Problem to work on –
Copy every line, exactly and only, from the line containing "Give me the" to the line containing "<Stepper />", both lines included.
--- START OF Source material ---
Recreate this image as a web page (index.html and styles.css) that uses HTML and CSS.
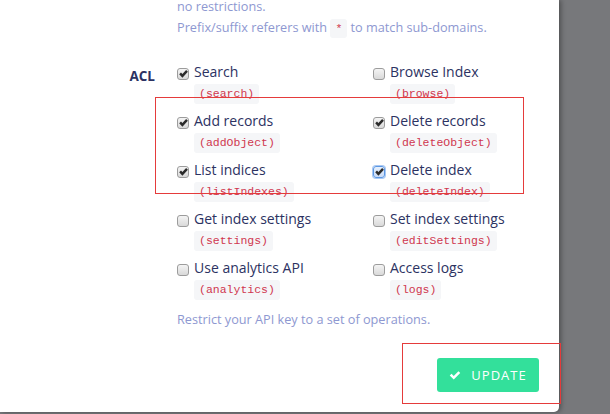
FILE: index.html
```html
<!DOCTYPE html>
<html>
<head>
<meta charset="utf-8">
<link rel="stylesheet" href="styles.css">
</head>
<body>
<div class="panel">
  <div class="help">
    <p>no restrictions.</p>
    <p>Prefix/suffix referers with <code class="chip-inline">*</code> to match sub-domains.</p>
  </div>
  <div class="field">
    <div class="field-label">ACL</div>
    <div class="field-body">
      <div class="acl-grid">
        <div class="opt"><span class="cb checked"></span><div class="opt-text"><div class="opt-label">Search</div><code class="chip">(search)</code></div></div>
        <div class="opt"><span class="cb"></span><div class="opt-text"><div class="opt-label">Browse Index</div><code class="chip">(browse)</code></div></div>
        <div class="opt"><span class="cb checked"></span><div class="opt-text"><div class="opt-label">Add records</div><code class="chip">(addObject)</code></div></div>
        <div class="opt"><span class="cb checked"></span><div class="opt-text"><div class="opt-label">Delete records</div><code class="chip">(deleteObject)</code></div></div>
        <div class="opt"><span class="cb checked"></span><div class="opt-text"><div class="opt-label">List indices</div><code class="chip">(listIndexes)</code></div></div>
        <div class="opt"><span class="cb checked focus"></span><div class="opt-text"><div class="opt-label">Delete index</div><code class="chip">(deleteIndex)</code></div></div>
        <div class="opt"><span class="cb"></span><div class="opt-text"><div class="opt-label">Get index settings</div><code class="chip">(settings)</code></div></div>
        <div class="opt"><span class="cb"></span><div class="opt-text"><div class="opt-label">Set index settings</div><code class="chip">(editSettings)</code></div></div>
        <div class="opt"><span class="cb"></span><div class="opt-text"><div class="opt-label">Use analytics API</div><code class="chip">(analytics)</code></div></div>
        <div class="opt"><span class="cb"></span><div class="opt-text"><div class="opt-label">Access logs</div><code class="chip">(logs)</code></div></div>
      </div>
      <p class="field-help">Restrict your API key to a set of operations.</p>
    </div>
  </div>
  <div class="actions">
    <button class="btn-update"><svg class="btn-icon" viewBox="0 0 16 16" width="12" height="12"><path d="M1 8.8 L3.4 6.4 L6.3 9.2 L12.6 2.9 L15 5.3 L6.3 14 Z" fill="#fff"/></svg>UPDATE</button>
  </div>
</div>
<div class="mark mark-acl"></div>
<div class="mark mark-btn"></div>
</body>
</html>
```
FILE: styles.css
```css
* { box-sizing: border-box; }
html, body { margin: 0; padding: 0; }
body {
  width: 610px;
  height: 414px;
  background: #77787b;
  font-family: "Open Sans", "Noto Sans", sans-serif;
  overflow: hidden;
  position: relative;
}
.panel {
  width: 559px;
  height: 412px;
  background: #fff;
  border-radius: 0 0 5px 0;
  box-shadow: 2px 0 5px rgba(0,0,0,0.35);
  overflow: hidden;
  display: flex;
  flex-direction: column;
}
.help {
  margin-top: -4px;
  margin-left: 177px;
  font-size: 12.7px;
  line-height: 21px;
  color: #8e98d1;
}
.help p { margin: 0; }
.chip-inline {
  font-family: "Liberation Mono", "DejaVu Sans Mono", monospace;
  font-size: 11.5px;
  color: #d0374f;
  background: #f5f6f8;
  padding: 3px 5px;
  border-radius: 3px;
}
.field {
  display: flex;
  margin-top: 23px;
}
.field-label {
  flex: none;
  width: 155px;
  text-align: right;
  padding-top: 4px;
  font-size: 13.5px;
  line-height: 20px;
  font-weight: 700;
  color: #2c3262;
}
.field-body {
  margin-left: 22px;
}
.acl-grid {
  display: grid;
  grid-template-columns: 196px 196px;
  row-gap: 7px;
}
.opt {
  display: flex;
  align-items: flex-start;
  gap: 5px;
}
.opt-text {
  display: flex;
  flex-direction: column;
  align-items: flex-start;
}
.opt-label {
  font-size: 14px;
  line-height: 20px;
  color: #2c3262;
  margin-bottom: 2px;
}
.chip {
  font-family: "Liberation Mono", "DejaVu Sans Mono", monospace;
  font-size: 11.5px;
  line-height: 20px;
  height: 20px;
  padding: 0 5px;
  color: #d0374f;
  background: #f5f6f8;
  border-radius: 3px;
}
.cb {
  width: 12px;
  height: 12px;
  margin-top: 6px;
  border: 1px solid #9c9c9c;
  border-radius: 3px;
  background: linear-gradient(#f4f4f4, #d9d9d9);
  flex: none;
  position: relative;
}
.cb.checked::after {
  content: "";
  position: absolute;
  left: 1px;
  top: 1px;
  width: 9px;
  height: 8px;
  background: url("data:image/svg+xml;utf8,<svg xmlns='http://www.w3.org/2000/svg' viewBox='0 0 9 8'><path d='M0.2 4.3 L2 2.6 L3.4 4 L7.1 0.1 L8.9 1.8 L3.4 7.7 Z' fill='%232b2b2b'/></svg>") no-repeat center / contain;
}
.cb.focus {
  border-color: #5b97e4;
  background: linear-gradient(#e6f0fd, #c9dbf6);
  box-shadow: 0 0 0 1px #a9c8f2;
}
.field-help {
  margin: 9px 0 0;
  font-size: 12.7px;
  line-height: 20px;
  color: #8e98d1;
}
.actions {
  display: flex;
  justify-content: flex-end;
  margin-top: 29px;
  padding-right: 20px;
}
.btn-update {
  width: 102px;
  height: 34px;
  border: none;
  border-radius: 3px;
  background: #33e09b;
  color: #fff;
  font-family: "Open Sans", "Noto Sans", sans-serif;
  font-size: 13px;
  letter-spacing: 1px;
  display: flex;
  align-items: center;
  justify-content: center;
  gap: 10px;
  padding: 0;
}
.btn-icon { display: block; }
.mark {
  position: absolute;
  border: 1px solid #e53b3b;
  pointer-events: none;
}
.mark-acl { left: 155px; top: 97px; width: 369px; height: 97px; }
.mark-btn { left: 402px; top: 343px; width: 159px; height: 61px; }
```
--- END OF Source material ---
--- START OF Source material ---
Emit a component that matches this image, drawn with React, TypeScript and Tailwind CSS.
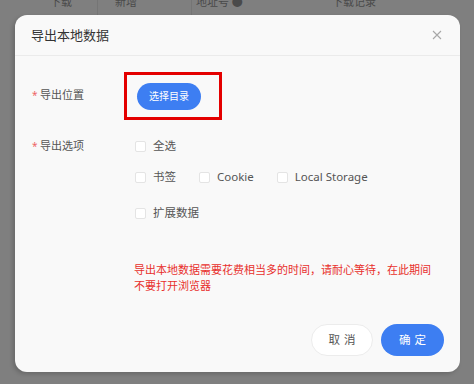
--- END OF Source material ---
--- START OF Source material ---
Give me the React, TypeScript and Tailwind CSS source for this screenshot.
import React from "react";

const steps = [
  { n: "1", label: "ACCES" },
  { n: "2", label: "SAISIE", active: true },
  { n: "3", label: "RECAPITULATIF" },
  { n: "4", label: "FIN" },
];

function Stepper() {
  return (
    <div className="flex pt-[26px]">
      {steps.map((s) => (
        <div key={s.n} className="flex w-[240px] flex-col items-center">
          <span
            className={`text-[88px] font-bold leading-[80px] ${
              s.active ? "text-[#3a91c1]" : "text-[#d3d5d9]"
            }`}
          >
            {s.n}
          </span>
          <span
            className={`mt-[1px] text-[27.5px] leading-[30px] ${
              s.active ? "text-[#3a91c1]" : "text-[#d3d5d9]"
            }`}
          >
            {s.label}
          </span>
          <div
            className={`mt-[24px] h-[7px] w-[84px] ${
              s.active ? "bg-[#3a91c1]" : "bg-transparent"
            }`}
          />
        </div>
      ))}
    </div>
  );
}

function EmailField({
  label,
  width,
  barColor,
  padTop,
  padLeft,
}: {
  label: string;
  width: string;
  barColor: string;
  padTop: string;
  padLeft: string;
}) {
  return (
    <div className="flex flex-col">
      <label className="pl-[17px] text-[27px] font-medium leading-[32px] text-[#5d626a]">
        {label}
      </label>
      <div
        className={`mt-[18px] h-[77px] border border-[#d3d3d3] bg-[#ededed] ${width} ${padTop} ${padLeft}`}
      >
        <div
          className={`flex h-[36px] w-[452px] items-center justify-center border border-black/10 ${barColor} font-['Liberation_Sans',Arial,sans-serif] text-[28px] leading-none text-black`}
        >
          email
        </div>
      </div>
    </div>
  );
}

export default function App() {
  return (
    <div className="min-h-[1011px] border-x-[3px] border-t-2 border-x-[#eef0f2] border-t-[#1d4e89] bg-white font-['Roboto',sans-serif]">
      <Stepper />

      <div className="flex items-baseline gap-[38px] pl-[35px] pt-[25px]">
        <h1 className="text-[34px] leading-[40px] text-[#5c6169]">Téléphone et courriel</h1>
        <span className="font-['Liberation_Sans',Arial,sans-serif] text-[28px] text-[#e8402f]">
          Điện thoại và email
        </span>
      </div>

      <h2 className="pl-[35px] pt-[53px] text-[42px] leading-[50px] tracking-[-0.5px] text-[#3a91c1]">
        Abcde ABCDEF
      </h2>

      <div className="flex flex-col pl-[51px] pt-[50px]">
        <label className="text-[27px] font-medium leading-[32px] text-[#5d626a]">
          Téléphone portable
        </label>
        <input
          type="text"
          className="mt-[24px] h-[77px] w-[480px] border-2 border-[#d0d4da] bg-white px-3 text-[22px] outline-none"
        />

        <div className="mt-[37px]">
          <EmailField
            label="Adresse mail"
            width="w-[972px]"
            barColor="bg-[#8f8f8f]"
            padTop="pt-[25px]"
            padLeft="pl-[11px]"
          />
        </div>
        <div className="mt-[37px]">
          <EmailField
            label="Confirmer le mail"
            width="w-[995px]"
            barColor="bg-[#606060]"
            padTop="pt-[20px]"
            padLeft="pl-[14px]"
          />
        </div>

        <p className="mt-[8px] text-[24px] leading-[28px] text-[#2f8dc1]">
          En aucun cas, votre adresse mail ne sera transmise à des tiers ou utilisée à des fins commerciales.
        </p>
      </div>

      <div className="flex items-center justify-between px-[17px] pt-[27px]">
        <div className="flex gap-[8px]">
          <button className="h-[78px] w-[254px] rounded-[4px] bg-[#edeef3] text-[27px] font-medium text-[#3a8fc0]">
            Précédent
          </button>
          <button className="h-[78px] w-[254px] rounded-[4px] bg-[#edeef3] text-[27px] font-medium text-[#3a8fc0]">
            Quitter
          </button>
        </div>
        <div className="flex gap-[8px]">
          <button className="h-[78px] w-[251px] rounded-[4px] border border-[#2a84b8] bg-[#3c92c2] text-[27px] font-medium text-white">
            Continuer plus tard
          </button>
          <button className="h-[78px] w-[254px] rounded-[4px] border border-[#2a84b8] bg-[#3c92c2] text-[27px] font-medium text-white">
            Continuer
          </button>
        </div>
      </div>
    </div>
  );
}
--- END OF Source material ---
Reply to the task –
Give me the React, TypeScript and Tailwind CSS source for this screenshot.
import React from "react";

const steps = [
  { n: "1", label: "ACCES" },
  { n: "2", label: "SAISIE", active: true },
  { n: "3", label: "RECAPITULATIF" },
  { n: "4", label: "FIN" },
];

function Stepper() {
  return (
    <div className="flex pt-[26px]">
      {steps.map((s) => (
        <div key={s.n} className="flex w-[240px] flex-col items-center">
          <span
            className={`text-[88px] font-bold leading-[80px] ${
              s.active ? "text-[#3a91c1]" : "text-[#d3d5d9]"
            }`}
          >
            {s.n}
          </span>
          <span
            className={`mt-[1px] text-[27.5px] leading-[30px] ${
              s.active ? "text-[#3a91c1]" : "text-[#d3d5d9]"
            }`}
          >
            {s.label}
          </span>
          <div
            className={`mt-[24px] h-[7px] w-[84px] ${
              s.active ? "bg-[#3a91c1]" : "bg-transparent"
            }`}
          />
        </div>
      ))}
    </div>
  );
}

function EmailField({
  label,
  width,
  barColor,
  padTop,
  padLeft,
}: {
  label: string;
  width: string;
  barColor: string;
  padTop: string;
  padLeft: string;
}) {
  return (
    <div className="flex flex-col">
      <label className="pl-[17px] text-[27px] font-medium leading-[32px] text-[#5d626a]">
        {label}
      </label>
      <div
        className={`mt-[18px] h-[77px] border border-[#d3d3d3] bg-[#ededed] ${width} ${padTop} ${padLeft}`}
      >
        <div
          className={`flex h-[36px] w-[452px] items-center justify-center border border-black/10 ${barColor} font-['Liberation_Sans',Arial,sans-serif] text-[28px] leading-none text-black`}
        >
          email
        </div>
      </div>
    </div>
  );
}

export default function App() {
  return (
    <div className="min-h-[1011px] border-x-[3px] border-t-2 border-x-[#eef0f2] border-t-[#1d4e89] bg-white font-['Roboto',sans-serif]">
      <Stepper />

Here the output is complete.